Zones that require a more technical approach
Not every building needs only routine maintenance. Some contexts call for more specialized interventions. This is the case after renovation work, at project delivery or after a period of intensive occupancy that has left embedded residue, fine dust or material marks.
Post-construction cleaning, for example, cannot be improvised. Gypsum dust, adhesive residue, glass marks, forgotten protective films and finishing debris require a rigorous method. The wrong products or tools can damage new surfaces that have not yet been properly protected.
The same logic applies outdoors. Interlocking-paver entrances, sidewalks, loading zones and concrete surfaces accumulate stains, deposits and stubborn dirt. In these cases, maintenance may require pressure washing or a deeper reset. The idea is not to clean aggressively, but to clean correctly according to the surface and its level of soiling.
How to choose a provider without wasting time
For a building manager, the main criterion is not only price. What matters is the ability to execute properly, maintain the rhythm and work in real conditions. A provider can submit a competitive quote and still be poorly suited to a building that requires consistency, flexibility or occasional technical interventions.
First, verify whether the company understands the environments it serves. Maintaining a commercial building, condominium or project-closeout building does not follow the same requirements as simple residential housekeeping. Methods, equipment and work organization must follow that reality.
Clarity of service is also a good indicator. If the mandate is vague, expectations will be vague too. By contrast, a well-defined service specifies included zones, frequency, planned tasks and intervention limits. This reduces misunderstandings and makes follow-up easier.
Finally, reliability remains decisive. A team that is present, consistent and able to flag gaps is often worth more than a broad promise that is hard to maintain. In Greater Montreal, where buildings can face very different conditions depending on season and traffic, that regularity makes a real difference.
What a good maintenance plan must include
An effective plan is based on the building’s reality. It considers traffic hours, peak periods, floor-covering type, waste management, season and circulation level. It also provides for adjustments, because a building is never completely static.

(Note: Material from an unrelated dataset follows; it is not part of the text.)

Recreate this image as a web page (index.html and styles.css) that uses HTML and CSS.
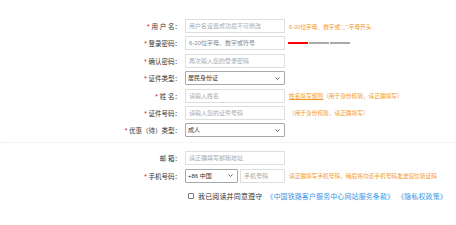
FILE: index.html
```html
<!DOCTYPE html>
<html>

<head>
    <title>注册</title>
    <link rel="stylesheet" href="styles.css">
</head>

<body>
    <!--注册表单-->
    <div class="reg-form">
        <div class="form-row">
            <label class="form-label"><span class="req">*</span> 用 户 名：</label>
            <input class="form-input" type="text" placeholder="用户名设置成功后不可修改">
            <span class="form-tip">6-30位字母、数字或“_”,字母开头</span>
        </div>
        <div class="form-row">
            <label class="form-label"><span class="req">*</span> 登录密码：</label>
            <input class="form-input dark-ph" type="password" placeholder="6-20位字母、数字或符号">
            <div class="pwd-strength">
                <span class="bar bar-on"></span>
                <span class="bar"></span>
                <span class="bar"></span>
            </div>
        </div>
        <div class="form-row">
            <label class="form-label"><span class="req">*</span> 确认密码：</label>
            <input class="form-input" type="password" placeholder="再次输入您的登录密码">
        </div>
        <div class="form-row">
            <label class="form-label"><span class="req">*</span> 证件类型：</label>
            <select class="form-select">
                <option>居民身份证</option>
            </select>
        </div>
        <div class="form-row">
            <label class="form-label"><span class="req">*</span> 姓 名：</label>
            <input class="form-input" type="text" placeholder="请输入姓名">
            <span class="form-tip"><a href="#" class="tip-link">姓名填写规则</a>（用于身份核验，请正确填写）</span>
        </div>
        <div class="form-row">
            <label class="form-label"><span class="req">*</span> 证件号码：</label>
            <input class="form-input" type="text" placeholder="请输入您的证件号码">
            <span class="form-tip">（用于身份核验，请正确填写）</span>
        </div>
        <div class="form-row">
            <label class="form-label"><span class="req">*</span> 优惠（待）类型：</label>
            <select class="form-select">
                <option>成人</option>
            </select>
        </div>

        <div class="divider"></div>

        <div class="form-row">
            <label class="form-label">邮 箱：</label>
            <input class="form-input" type="text" placeholder="请正确填写邮箱地址">
        </div>
        <div class="form-row">
            <label class="form-label"><span class="req">*</span> 手机号码：</label>
            <select class="form-select phone-code">
                <option>+86 中国</option>
            </select>
            <input class="form-input phone-input" type="text" placeholder="手机号码">
            <span class="form-tip">请正确填写手机号码，稍后将向该手机号码发送短信验证码</span>
        </div>

        <div class="agree-row">
            <input type="checkbox" class="agree-box">
            <span class="agree-text">我已阅读并同意遵守</span>
            <a href="#" class="agree-link">《中国铁路客户服务中心网站服务条款》</a>
            <a href="#" class="agree-link">《隐私权政策》</a>
        </div>
    </div>
</body>

</html>
```

FILE: styles.css
```css
/* page */
body {
    margin: 0;
    background-color: #fff;
    font-family: "Liberation Sans", "Noto Sans CJK SC", sans-serif;
    color: #333;
}

.reg-form {
    padding-top: 19px;
}

/* rows */
.form-row {
    display: flex;
    align-items: center;
    height: 14px;
    margin-bottom: 3.4px;
}

.form-label {
    width: 185px;
    padding-right: 4px;
    box-sizing: border-box;
    text-align: right;
    font-size: 6.5px;
    color: #333;
    white-space: nowrap;
}

.req {
    color: #e60012;
}

.form-input {
    width: 100px;
    height: 14px;
    box-sizing: border-box;
    border: 1px solid #dedede;
    padding: 0 3px;
    font-size: 6px;
    font-family: "Liberation Sans", "Noto Sans CJK SC", sans-serif;
    outline: none;
}

.form-input::placeholder {
    color: #aaa;
}

.dark-ph::placeholder {
    color: #888;
}

/* select with a small chevron */
.form-select {
    appearance: none;
    width: 100px;
    height: 14px;
    box-sizing: border-box;
    border: 1px solid #a8a8a8;
    border-radius: 1px;
    padding: 0 2px;
    font-size: 6px;
    font-family: "Liberation Sans", "Noto Sans CJK SC", sans-serif;
    color: #333;
    background-color: #fff;
    background-image: url("data:image/svg+xml,%3Csvg xmlns='http://www.w3.org/2000/svg' width='5' height='3' viewBox='0 0 5 3'%3E%3Cpath d='M0.5 0.5 L2.5 2.5 L4.5 0.5' fill='none' stroke='%23555' stroke-width='0.9'/%3E%3C/svg%3E");
    background-repeat: no-repeat;
    background-position: right 4px center;
    background-size: 5px 3px;
}

.phone-code {
    width: 53px;
}

.phone-input {
    width: 45px;
    margin-left: 2px;
}

/* tips */
.form-tip {
    margin-left: 4px;
    font-size: 5.7px;
    color: #f39a2b;
    white-space: nowrap;
}

.tip-link {
    color: #f39a2b;
}

.pwd-strength {
    display: flex;
    gap: 1px;
    margin-left: 3px;
}

.bar {
    width: 20px;
    height: 2px;
    background-color: #a9a9a9;
}

.bar-on {
    background-color: #f00;
}

.divider {
    border-top: 1px dotted #e8e8e8;
    margin: 4.5px 0 8.5px 0;
}

/* agreement */
.agree-row {
    display: flex;
    align-items: center;
    padding-left: 188px;
    margin-top: 8px;
    font-size: 7px;
}

.agree-box {
    appearance: none;
    width: 6px;
    height: 6px;
    margin: 0 4px 0 0;
    border: 1px solid #777;
    border-radius: 1px;
    background-color: #fff;
}

.agree-text {
    color: #333;
    letter-spacing: 0.15px;
    margin-right: 4px;
}

.agree-link {
    color: #3a96e4;
    text-decoration: none;
    margin-right: 3px;
    letter-spacing: 0.1px;
}
```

In many cases, it is smart to combine recurring maintenance with more intensive periodic interventions. Daily or weekly cleaning maintains standards. Occasional resets treat what routine maintenance cannot always absorb, such as dull floors, buildup in difficult corners or exterior surfaces marked by weather.
This logic is especially useful for managers who want to avoid the classic cycle of deterioration followed by emergency correction. Regularly maintaining a site often costs less than having to correct a building left too long without precise follow-up.
A question of method more than promise
Building janitorial maintenance is a very concrete service. It is visible in the floors, entrances, stairwells and the general condition of common spaces. But its success mostly depends on method: adapted frequency, stable execution, suitable products and the ability to intervene when the building falls outside the normal routine.
This is exactly what commercial owners, condominium syndicates, general contractors and maintenance leads look for when they want a partner that is simple to manage. A specialized company like Nickel & Krome brings this operational logic, with an approach designed for recurring mandates, resets and environments where the expected standard is higher than average.
When maintenance is well structured, it stops being an issue. Occupants notice it without talking about it, visitors perceive a well-kept site, and the manager can focus on the rest. That is often the best sign that a building is being maintained properly.